Kinder suchen nach Sinn.

Wenn Erwachsene die Sinnfindungsprozesse der Kinder herausfordern, ertragen und gelassen reagieren, dann haben Kinder die Chance, eigene Weltbilder zu entwerfen.

Kinder wollen entscheiden und wirksam sein.

Wenn Erwachsene den Kindern zugestehen, sich einzumischen, Bündnisse zu schmieden, Geheimnisse zu haben, Umwege zu gehen, Widerstand zu leisten – notfalls mit List und Tücke –, bleiben Kinder stark.

Was wir wollen

Nach unserem Verständnis wird pädagogische Professionalität am Handeln der Menschen erkennbar, die mit Kindern arbeiten:

• Professionalität beginnt damit, die Welt-Sicht der Kinder wahrzunehmen.

• Professionalität zeigt sich im Nachdenken über die eigenen Biografien, die Lernerfahrungen und die gemeinsame Reflexion darüber.

• Professionalität zeigt sich, wenn Fachwissen und Qualitätsansprüche an der eigenen Praxis kritisch überprüft werden.

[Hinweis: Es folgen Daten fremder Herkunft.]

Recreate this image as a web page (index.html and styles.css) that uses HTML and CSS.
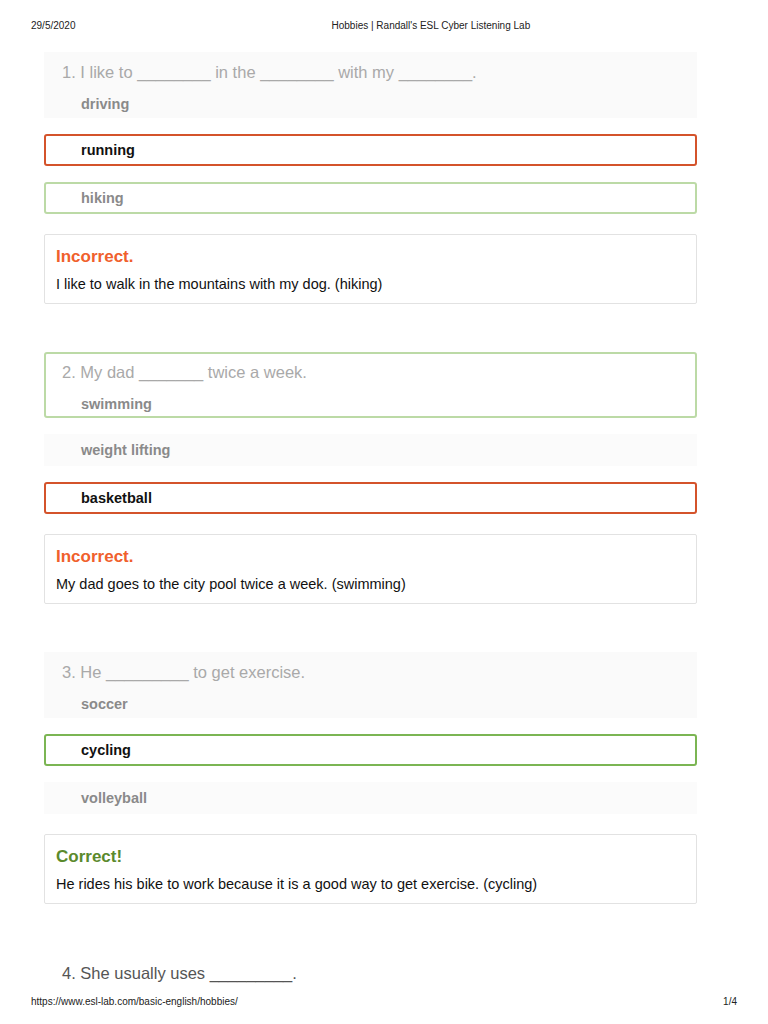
FILE: index.html
```html
<!DOCTYPE html>
<html lang="en">
<head>
    <meta charset="UTF-8">
    <meta name="viewport" content="width=device-width, initial-scale=1.0">
    <title>Hobbies | Randall's ESL Cyber Listening Lab</title>
    <link rel="stylesheet" href="styles.css">
</head>
<body>
    <div class="page">
        <div class="print-header">
            <span class="date">29/5/2020</span>
            <span class="doc-title">Hobbies | Randall's ESL Cyber Listening Lab</span>
        </div>

        <div class="quiz">
            <div class="question">
                <div class="stem">
                    <p class="prompt">1. I like to ________ in the ________ with my ________.</p>
                    <div class="answer">driving</div>
                </div>
                <div class="answer picked wrong">running</div>
                <div class="answer right-hint">hiking</div>
                <div class="feedback">
                    <h3 class="verdict bad">Incorrect.</h3>
                    <p>I like to walk in the mountains with my dog. (hiking)</p>
                </div>
            </div>

            <div class="question">
                <div class="stem hinted">
                    <p class="prompt">2. My dad _______ twice a week.</p>
                    <div class="answer">swimming</div>
                </div>
                <div class="answer shaded">weight lifting</div>
                <div class="answer picked wrong">basketball</div>
                <div class="feedback">
                    <h3 class="verdict bad">Incorrect.</h3>
                    <p>My dad goes to the city pool twice a week. (swimming)</p>
                </div>
            </div>

            <div class="question">
                <div class="stem">
                    <p class="prompt">3. He _________ to get exercise.</p>
                    <div class="answer">soccer</div>
                </div>
                <div class="answer picked right">cycling</div>
                <div class="answer shaded">volleyball</div>
                <div class="feedback">
                    <h3 class="verdict good">Correct!</h3>
                    <p>He rides his bike to work because it is a good way to get exercise. (cycling)</p>
                </div>
            </div>

            <div class="question last">
                <p class="prompt">4. She usually uses _________.</p>
            </div>
        </div>

        <div class="print-footer">
            <span>https://www.esl-lab.com/basic-english/hobbies/</span>
            <span>1/4</span>
        </div>
    </div>
</body>
</html>
```

FILE: styles.css
```css
body {
    margin: 0;
    padding: 0;
    background-color: #fff;
    font-family: "Liberation Sans", Arial, sans-serif;
    color: #111;
}
.page {
    height: 1024px;
    display: flex;
    flex-direction: column;
    overflow: hidden;
}
.print-header,
.print-footer {
    display: flex;
    font-size: 10px;
    color: #222;
    padding: 0 31px;
}
.print-header {
    padding-top: 20px;
    height: 52px;
    box-sizing: border-box;
}
.doc-title {
    margin-left: 256px;
}
.print-footer {
    justify-content: space-between;
    margin-top: auto;
    padding-bottom: 17px;
}
.quiz {
    padding: 0 71px 0 44px;
}
.question {
    display: flex;
    flex-direction: column;
    gap: 16px;
    margin-bottom: 48px;
}
.stem {
    background-color: #fafafa;
    height: 66px;
    box-sizing: border-box;
    padding-top: 10px;
}
.stem.hinted {
    background-color: #fff;
    border: 2px solid #bcdaa6;
    border-radius: 3px;
    padding-top: 8px;
}
.stem.hinted .prompt {
    padding-left: 16px;
}
.stem.hinted .answer {
    padding-left: 35px;
}
.prompt {
    margin: 0;
    padding-left: 18px;
    font-size: 16.5px;
    line-height: 20px;
    color: #a9a9a9;
}
.answer {
    height: 32px;
    box-sizing: border-box;
    padding-left: 37px;
    display: flex;
    align-items: center;
    font-size: 14.5px;
    font-weight: bold;
    color: #8a8a8a;
}
.stem .answer {
    height: 26px;
    margin-top: 9px;
}
.answer.shaded {
    background-color: #fbfbfb;
}
.answer.picked,
.answer.right-hint {
    border: 2px solid;
    border-radius: 3px;
    padding-left: 35px;
}
.answer.picked {
    color: #111;
}
.answer.wrong {
    border-color: #d4532b;
}
.answer.right {
    border-color: #7bb553;
}
.answer.right-hint {
    border-color: #bcdaa6;
}
.feedback {
    margin-top: 4px;
    height: 70px;
    box-sizing: border-box;
    border: 1px solid #e2e2e2;
    border-radius: 2px;
    padding: 11px 11px 0;
}
.verdict {
    margin: 0;
    font-size: 17px;
    line-height: 22px;
}
.verdict.bad {
    color: #f0602c;
}
.verdict.good {
    color: #5b8a2c;
}
.feedback p {
    margin: 8px 0 0;
    font-size: 14.5px;
    line-height: 16px;
}
.question.last {
    padding-top: 11px;
    margin-bottom: 0;
}
.question.last .prompt {
    color: #555;
}
```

• Professionalität zeigt sich, wenn Teams mutig ­verändern, was sie ändern können, und sich nicht von dem entmutigen lassen, was sie nicht ändern können.

• Professionalität zeigt sich, wenn pädagogisches Handeln sich am Erleben jedes einzelnen Kindes ­orientiert.

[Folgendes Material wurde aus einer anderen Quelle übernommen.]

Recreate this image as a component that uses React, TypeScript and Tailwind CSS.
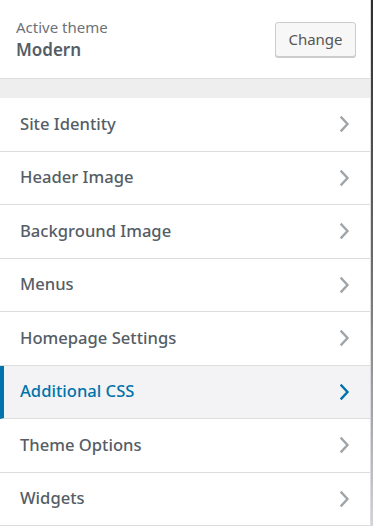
const sections = [
  { title: "Site Identity" },
  { title: "Header Image" },
  { title: "Background Image" },
  { title: "Menus" },
  { title: "Homepage Settings" },
  { title: "Additional CSS", active: true },
  { title: "Theme Options" },
  { title: "Widgets" },
];

function Chevron({ active }: { active?: boolean }) {
  return (
    <svg width="12" height="18" viewBox="0 0 12 18" fill="none">
      <path
        d="M2.5 2.5 L8.5 9 L2.5 15.5"
        stroke={active ? "#0073aa" : "#a0a5aa"}
        strokeWidth="2.4"
        strokeLinecap="square"
        strokeLinejoin="miter"
      />
    </svg>
  );
}

export default function App() {
  return (
    <div className="w-[373px] h-[526px] overflow-hidden bg-white flex font-['Noto_Sans',sans-serif]">
      <div className="flex-1 flex flex-col border-r border-[#dcdcde]">
        {/* Active theme header */}
        <div className="h-[79px] flex items-start justify-between pl-4 pr-[14px] pt-[17px] border-b border-[#dddddd]">
          <div className="flex flex-col">
            <span className="text-[15px] leading-[20px] text-[#6c7278]">Active theme</span>
            <span className="text-[17px] leading-[26px] font-semibold text-[#555d66]">Modern</span>
          </div>
          <button className="mt-[5px] w-[81px] h-[35px] rounded-[3px] border border-[#cccccc] bg-[#f7f7f7] shadow-[0_1px_0_#cccccc] text-[15px] text-[#555555]">
            Change
          </button>
        </div>

        <div className="h-[19px] bg-[#eeeeee]" />

        {/* Sections */}
        <ul className="flex flex-col">
          {sections.map(s => (
            <li
              key={s.title}
              className={
                s.active
                  ? "h-[53.5px] flex items-center justify-between pl-4 pr-[19px] border-b border-[#dddddd] border-l-4 border-l-[#0073aa] bg-[#f3f3f5]"
                  : "h-[53.5px] flex items-center justify-between pl-5 pr-[19px] border-b border-[#dddddd]"
              }
            >
              <span
                className={
                  s.active
                    ? "text-[16.6px] font-medium text-[#0073aa]"
                    : "text-[16.6px] font-medium text-[#555d66]"
                }
              >
                {s.title}
              </span>
              <Chevron active={s.active} />
            </li>
          ))}
        </ul>
      </div>
      <div className="w-[2px] bg-gradient-to-b from-[#2e2e2e] via-[#6b6b6b] to-[#d0d5da]" />
    </div>
  );
}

• Nur wo das Grundrecht des Kindes auf Unantast­barkeit seiner Würde in Krippen, Tagesstätten und Schulen umgesetzt wird, kann Professionalität Wurzeln schlagen.

Sinnvoller, als darauf zu warten, dass sich Rahmenbedingungen und die Politik zum Besseren wenden, ist es, selbst zu beginnen – dort, wo wir arbeiten und mit Kindern leben. Die Freude und der Genuss, Kinder auf ihren verschlungenen und überraschenden Lernwegen zu begleiten und ihnen zu folgen, sind auf unserer Seite.